Judge orders costs against AMI Insurance

A High Court judge has ordered AMI Insurance to contribute towards the $111,000 legal costs of a man it claimed deliberately set fire to his leak-blighted home.

However, Justice Graham Lang has refused to order indemnity or increased costs against the insurer.

In August Justice Lang ruled in the High Court at Auckland that AMI should pay for damage to the Epsom property that was deliberately set alight in April last year.

The cost of the damage to the Coronation Road property has yet to be assessed.

AMI had refused to pay out on an insurance claim by the owners, the Devcich family trust.

It alleged that business broker Paul Devcich had deliberately torched the property himself because of moisture problems.

He and his wife had been trying unsuccessfully to sell the home for $890,000.

AMI had claimed that arson was a convenient way of getting rid of the problem.

The insurance firm had claimed that Mr Devcich had lit the fire himself, using some sort of timing device after he left for work, while his wife was away in Australia.

The judge accepted AMI's argument that Mr Devcich had a motive for starting the blaze.

However, he had concerns about the timing of the fire, because he had concluded that Mr Devcich left the property 15-20 minutes before the fire ignited.

There was absolutely no evidence of a timing device being used or the assistance of another person.

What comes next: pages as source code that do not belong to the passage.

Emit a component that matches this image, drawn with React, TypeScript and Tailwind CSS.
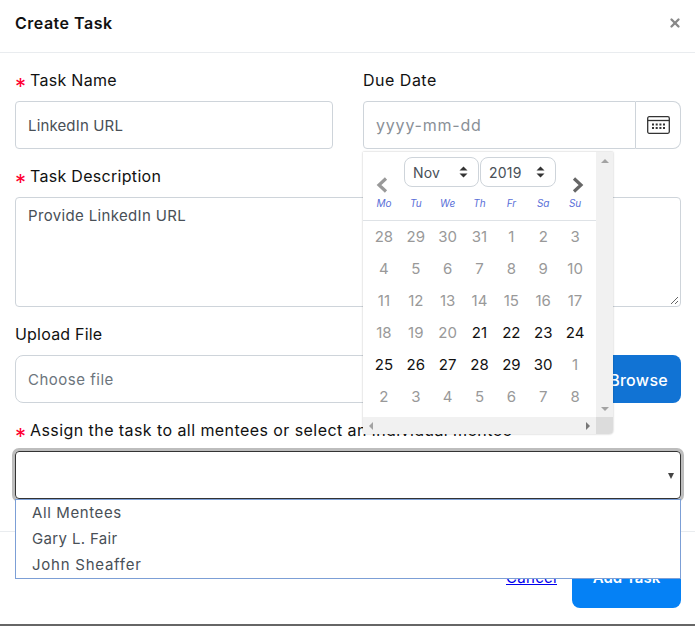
import { X } from 'lucide-react';

const font = { fontFamily: 'Inter' };

const weekdays = ['Mo', 'Tu', 'We', 'Th', 'Fr', 'Sa', 'Su'];
const days = [
  '28', '29', '30', '31', '1', '2', '3',
  '4', '5', '6', '7', '8', '9', '10',
  '11', '12', '13', '14', '15', '16', '17',
  '18', '19', '20', '21', '22', '23', '24',
  '25', '26', '27', '28', '29', '30', '1',
  '2', '3', '4', '5', '6', '7', '8',
];

function Star() {
  return <span className="absolute left-0 top-[5px] text-[22px] leading-[22px] tracking-normal text-[#ff0033]">*</span>;
}

function Label({ text, required, spacing = 'tracking-[0.3px]' }: { text: string; required?: boolean; spacing?: string }) {
  return (
    <label className={`relative block h-[21px] text-[16px] font-normal leading-[21px] text-[#111] whitespace-nowrap ${spacing} ${required ? 'pl-[15px]' : ''}`}>
      {required && <Star />}
      {text}
    </label>
  );
}

function Updown() {
  return (
    <svg width="9" height="12" viewBox="0 0 9 12" className="shrink-0">
      <path d="M4.5 0.5 L8.5 4.5 H0.5 Z M4.5 11.5 L0.5 7.5 H8.5 Z" fill="#333" />
    </svg>
  );
}

function MiniSelect({ value, width }: { value: string; width: string }) {
  return (
    <div className={`flex h-[30px] items-center justify-between rounded-lg border border-[#ced4da] pl-[8px] pr-[10px] text-[14px] tracking-[0.2px] text-[#495057] ${width}`}>
      {value}
      <Updown />
    </div>
  );
}

function CalendarIcon() {
  return (
    <svg width="23" height="18" viewBox="0 0 23 18" fill="none">
      <rect x="0.7" y="0.7" width="21.6" height="16.6" rx="1.5" stroke="#333" strokeWidth="1.3" />
      <path d="M0.7 4.5 H22.3" stroke="#333" strokeWidth="1.3" />
      <g fill="#333">
        {[6, 9.7, 13.4, 17].map((x) => (
          <g key={x}>
            <rect x={x - 1} y="7.5" width="2" height="2" />
            <rect x={x - 1} y="11" width="2" height="2" />
          </g>
        ))}
      </g>
    </svg>
  );
}

function DatePopup() {
  return (
    <div className="absolute left-[363px] top-[152px] z-10 flex h-[282px] w-[250px] flex-col rounded-b bg-white shadow-[0_0_2px_rgba(0,0,0,0.3)]">
      <div className="flex min-h-0 flex-1">
        <div className="w-[233px] overflow-hidden">
          <div className="flex h-[37px] items-start pt-[5px] pl-[12px]">
            <svg width="14" height="16" viewBox="0 0 14 16" className="mt-[20px] mr-[15px]">
              <path d="M11 1.5 L4 8 L11 14.5" stroke="#999" strokeWidth="3.2" fill="none" />
            </svg>
            <MiniSelect value="Nov" width="w-[75px]" />
            <div className="w-px" />
            <MiniSelect value="2019" width="w-[76px]" />
            <svg width="14" height="16" viewBox="0 0 14 16" className="mt-[20px] ml-[15px]">
              <path d="M3 1.5 L10 8 L3 14.5" stroke="#666" strokeWidth="3.2" fill="none" />
            </svg>
          </div>
          <div className="grid h-[32px] grid-cols-7 items-center border-b border-[#dee2e6] px-[5px] pb-[3px]">
            {weekdays.map((d) => (
              <span key={d} className="text-center text-[10px] italic text-[#5a6fd8]">{d}</span>
            ))}
          </div>
          <div className="grid grid-cols-7 px-[5px]">
            {days.map((d, i) => (
              <span
                key={i}
                className={`flex h-[32px] items-center justify-center text-[15px] ${i >= 24 && i <= 33 ? 'text-[#111]' : 'text-[#999]'}`}
              >
                {d}
              </span>
            ))}
          </div>
        </div>
        <div className="flex w-[17px] flex-col items-center justify-between bg-[#f1f1f1] pb-[6px] pt-[7px]">
          <span className="h-0 w-0 border-x-[4px] border-b-[4px] border-x-transparent border-b-[#a3a3a3]" />
          <span className="h-0 w-0 border-x-[4px] border-t-[4px] border-x-transparent border-t-[#a3a3a3]" />
        </div>
      </div>
      <div className="flex h-[17px] shrink-0">
        <div className="flex flex-1 items-center justify-between bg-[#f1f1f1] px-[6px]">
          <span className="h-0 w-0 border-y-[4px] border-r-[4px] border-y-transparent border-r-[#a3a3a3]" />
          <span className="h-0 w-0 border-y-[4px] border-l-[4px] border-y-transparent border-l-[#777]" />
        </div>
        <div className="w-[17px] rounded-br bg-[#dcdcdc]" />
      </div>
    </div>
  );
}

export default function App() {
  return (
    <div style={font} className="relative h-[626px] w-[695px] overflow-hidden bg-white">
      <div className="flex h-[53px] items-center justify-between border-b border-[#e9ecef] pb-[6px] pl-[15px] pr-[13px]">
        <h5 className="text-[16px] font-semibold tracking-[0.5px] text-[#111]">Create Task</h5>
        <X size={14} strokeWidth={4} className="text-[#888]" />
      </div>

      <div className="px-[14px] pt-[17px]">
        <div className="grid grid-cols-[318px_318px] gap-x-[30px] pl-px">
          <div>
            <Label text="Task Name" required />
            <div className="mt-[10px] flex h-[48px] items-center rounded border border-[#ced4da] px-[12px] pt-[2px] text-[15px] tracking-[0.15px] text-[#495057]">LinkedIn URL</div>
          </div>
          <div>
            <Label text="Due Date" spacing="tracking-[0.5px]" />
            <div className="mt-[10px] flex h-[48px]">
              <div className="flex flex-1 items-center rounded-l border border-[#ced4da] px-[12px] text-[16px] tracking-[0.8px] text-[#8a9097]">yyyy-mm-dd</div>
              <div className="flex w-[45px] items-center justify-center rounded-r-lg border border-l-0 border-[#ced4da]">
                <CalendarIcon />
              </div>
            </div>
          </div>
        </div>

        <div className="mt-[17px] pl-px">
          <Label text="Task Description" required />
          <div className="relative mt-[10px] h-[110px] w-[666px] rounded border border-[#ced4da] px-[12px] py-[7px] text-[15px] tracking-[0.35px] text-[#495057]">
            Provide LinkedIn URL
            <svg width="9" height="9" viewBox="0 0 9 9" className="absolute bottom-px right-px">
              <path d="M1 8 L8 1 M5 8 L8 5" stroke="#666" strokeWidth="1" />
            </svg>
          </div>
        </div>

        <div className="mt-[17px] pl-px">
          <Label text="Upload File" spacing="tracking-[0.2px]" />
          <div className="mt-[10px] flex h-[48px] w-[666px]">
            <div className="flex flex-1 items-center rounded-l-lg border border-[#ced4da] px-[12px] pt-[2px] text-[15px] tracking-[0.5px] text-[#6c757d]">Choose file</div>
            <div className="flex w-[120px] items-center justify-end rounded-r-lg bg-[#1173d4] pr-[13px] pt-px text-[16px] font-medium tracking-[0.3px] text-white">Browse</div>
          </div>
        </div>

        <div className="relative mt-[17px] pl-px">
          <Label text="Assign the task to all mentees or select an individual mentee" required spacing="tracking-[0.43px]" />
          <div className="mt-[10px] flex h-[48px] w-[666px] items-center justify-end rounded border border-[#333] pr-[6px] shadow-[0_0_0_3px_#bdbdbd]">
            <span className="mt-[2px] h-0 w-0 border-x-[3.5px] border-t-[6px] border-x-transparent border-t-[#444]" />
          </div>
          <div className="absolute left-px top-[79px] z-10 h-[80px] w-[666px] border border-[#7c9fd6] bg-white pl-[16px] text-[15px] leading-[26px] text-[#495057]">
            <div className="tracking-[0.6px]">All Mentees</div>
            <div className="tracking-[0.35px]">Gary L. Fair</div>
            <div className="tracking-[0.75px]">John Sheaffer</div>
          </div>
        </div>
      </div>

      <div className="mt-[32px] flex items-center justify-end gap-[15px] border-t border-[#e9ecef] pr-[14px] pt-[16px]">
        <span className="text-[15px] tracking-[0.3px] text-[#0000ee] underline">Cancel</span>
        <div className="flex h-[60px] w-[109px] items-center justify-center rounded-lg bg-[#0581f5] text-[15px] font-semibold text-white">Add Task</div>
      </div>

      <DatePopup />
      <div className="absolute inset-x-0 bottom-0 h-[2px] bg-[#666]" />
    </div>
  );
}
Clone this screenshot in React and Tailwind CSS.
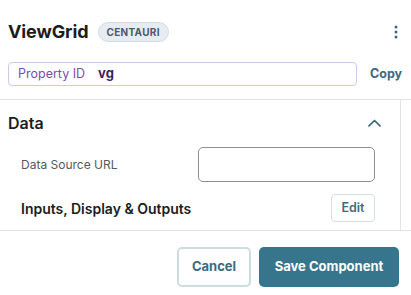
import React from "react";

function Dots() {
  return (
    <svg width="4" height="14" viewBox="0 0 4 14" className="text-[#3b6a80]">
      <circle cx="2" cy="2" r="1.5" fill="currentColor" />
      <circle cx="2" cy="7" r="1.5" fill="currentColor" />
      <circle cx="2" cy="12" r="1.5" fill="currentColor" />
    </svg>
  );
}

function Chevron() {
  return (
    <svg width="13" height="8" viewBox="0 0 13 8" fill="none">
      <path d="M1 6.8L6.5 1.5L12 6.8" stroke="#3b6a80" strokeWidth="1.7" strokeLinecap="round" strokeLinejoin="round" />
    </svg>
  );
}

export default function App() {
  return (
    <div className="w-[411px] h-[295px] bg-white flex flex-col overflow-hidden font-['Inter',_sans-serif]">
      <div className="pl-2 pr-2 pt-[20px] pb-[13px]">
        <div className="flex items-center h-[24px]">
          <span className="text-[18px] font-bold text-[#1c1c1e] tracking-[-0.1px] leading-none">ViewGrid</span>
          <span className="ml-[9px] h-[20px] px-[8px] flex items-center rounded-full bg-[#e7ecf3] border border-[#d3dbe6] text-[10px] font-bold tracking-[0.3px] text-[#4b5a6e]">
            CENTAURI
          </span>
          <span className="ml-auto mr-[5px] flex items-center"><Dots /></span>
        </div>
        <div className="mt-[18px] flex items-center">
          <div className="w-[349px] h-[24px] border border-[#d6c4ea] rounded-[4px] flex items-center pl-[9px] text-[12.5px]">
            <span className="text-[#7a4ea8]">Property ID</span>
            <span className="ml-[13px] font-bold text-[13px] text-[#3d1f62]">vg</span>
          </div>
          <span className="ml-[13px] text-[12.5px] font-bold text-[#3b6a80]">Copy</span>
        </div>
      </div>
      <div className="flex h-[132px] border-t border-b border-[#e3e3e3]">
        <div className="flex-1 pl-2 pr-[25px] pt-[11px]">
          <div className="flex items-center justify-between h-[24px]">
            <span className="text-[16px] font-semibold text-[#1c1c1e]">Data</span>
            <span className="mr-[-6px] flex items-center"><Chevron /></span>
          </div>
          <div className="mt-[12px] flex items-center pl-[13px] h-[35px]">
            <span className="text-[12px] text-[#555a60]">Data Source URL</span>
            <div className="ml-auto w-[177px] h-[35px] border border-[#8f8f8f] rounded-[5px]" />
          </div>
          <div className="mt-[12px] flex items-center pl-[13px] h-[28px]">
            <span className="text-[14px] font-semibold text-[#1c1c1e]">Inputs, Display &amp; Outputs</span>
            <div className="ml-auto w-[44px] h-[28px] border border-[#d9dee3] rounded-[4px] flex items-center justify-center text-[12.5px] font-semibold text-[#3b6a80]">
              Edit
            </div>
          </div>
        </div>
        <div className="w-[11px] border-l border-[#e3e3e3]" />
      </div>
      <div className="flex justify-end pr-[12px] pt-[16px] gap-[8px]">
        <div className="w-[74px] h-[40px] border-2 border-[#cddbe3] rounded-[5px] flex items-center justify-center text-[13px] font-bold text-[#3b6a80]">
          Cancel
        </div>
        <div className="w-[140px] h-[40px] bg-[#37758c] rounded-[5px] flex items-center justify-center text-[13px] font-bold text-white">
          Save Component
        </div>
      </div>
    </div>
  );
}
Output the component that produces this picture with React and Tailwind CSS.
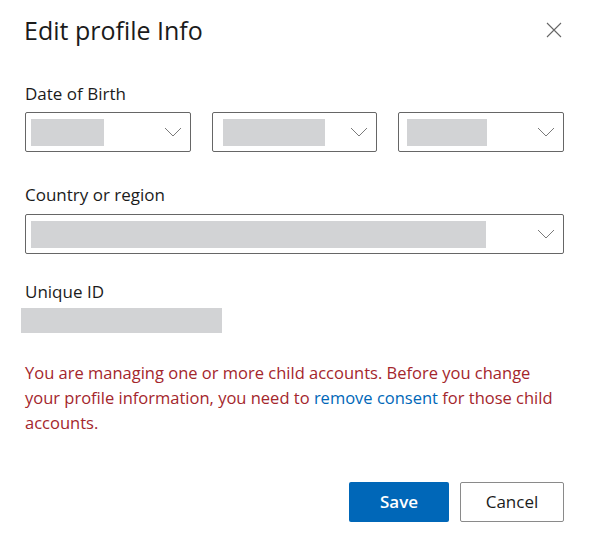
import React from "react";

const Chevron = () => (
  <svg width="18" height="10" viewBox="0 0 18 10" fill="none" className="shrink-0">
    <path d="M1 1l8 8 8-8" stroke="#7a7a7a" strokeWidth="1" />
  </svg>
);

const Select = ({ fill }) => (
  <div className="h-[40px] border border-[#666] rounded-[2px] flex items-center justify-between pl-[5px] pr-[8px]">
    <div className={`h-[27px] bg-[#d2d3d5] ${fill}`} />
    <Chevron />
  </div>
);

export default function App() {
  return (
    <div
      className="w-[593px] h-[548px] bg-white text-[#1b1b1b] pl-[25px] pr-[29px] pt-[14px]"
      style={{ fontFamily: '"Open Sans", "Noto Sans", sans-serif' }}
    >
      {/* header */}
      <div className="flex items-center justify-between">
        <h1 className="text-[25px] leading-[32px] font-normal -ml-[1px]">Edit profile Info</h1>
        <button className="w-[18px] h-[18px] flex items-center justify-center mr-[1px]">
          <svg width="16" height="16" viewBox="0 0 16 16" fill="none">
            <path d="M1 1l14 14M15 1L1 15" stroke="#666" strokeWidth="1.1" />
          </svg>
        </button>
      </div>

      {/* date of birth */}
      <div className="mt-[37px] text-[17px] leading-[22px]">Date of Birth</div>
      <div className="mt-[7px] grid grid-cols-3 gap-[21px]">
        <Select fill="w-[73px]" />
        <Select fill="w-[102px] ml-[5px]" />
        <Select fill="w-[80px] ml-[3px]" />
      </div>

      {/* country */}
      <div className="mt-[32px] text-[17px] leading-[22px]">Country or region</div>
      <div className="mt-[8px]">
        <Select fill="w-[455px]" />
      </div>

      {/* unique id */}
      <div className="mt-[27px] text-[17px] leading-[22px]">Unique ID</div>
      <div className="mt-[5px] -ml-[4px] h-[25px] w-[201px] bg-[#d2d3d5]" />

      {/* warning */}
      <p className="mt-[27px] text-[16.5px] leading-[25px] text-[#a4262c]">
        You are managing one or more child accounts. Before you change
        <br />
        your profile information, you need to{" "}
        <a href="#" className="text-[#0067b8]">remove consent</a> for those child
        accounts.
      </p>

      {/* actions */}
      <div className="mt-[47px] flex justify-end gap-[11px]">
        <button className="w-[100px] h-[40px] bg-[#0067b8] text-white text-[17px] font-semibold rounded-[2px]">
          Save
        </button>
        <button className="w-[104px] h-[40px] border border-[#8a8a8a] text-[#1b1b1b] text-[17px] rounded-[2px]">
          Cancel
        </button>
      </div>
    </div>
  );
}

The judge had said he could not discount the possibility that an intruder lit the fire.

Following the decision, the Devciches applied for indemnity or increased costs because they said that AMI had refused offers to settle before, and during the trial.

They pointed to expert forensic evidence that showed signs a window having been forced and a photograph taken shortly after the fire that showed that particular window was open.

Instead of accepting the offer, which included a contribution by AMI to their costs and a formal withdrawal of the allegations against Mr Devcich, AMI "elected to proceed to trial in an endeavour to persuade the court that Mr Devcich was responsible for lighting the fire that partially destroyed the plaintiffs' house," the judge said.

The Devciches said AMI knew that it would have no prospect of success but had acted "vexatiously, frivolously, improperly or unnecessarily" in continuing to defend the proceeding.

However, Justice Lang rejected the application for indemnity or increased costs.

He said the case had been "finely balanced".

Had it not been for the forensic evidence that emerged just before the trial, it was likely that AMI would have succeeded in defending the action, the judge said.

"Although that evidence ultimately tipped the scales in favour of the plaintiffs, I accept that it emerged so late in the piece that AMI could not reasonably have been expected to appreciate that that would be the case."

AMI was fully entitled to defend the proceeding, he said.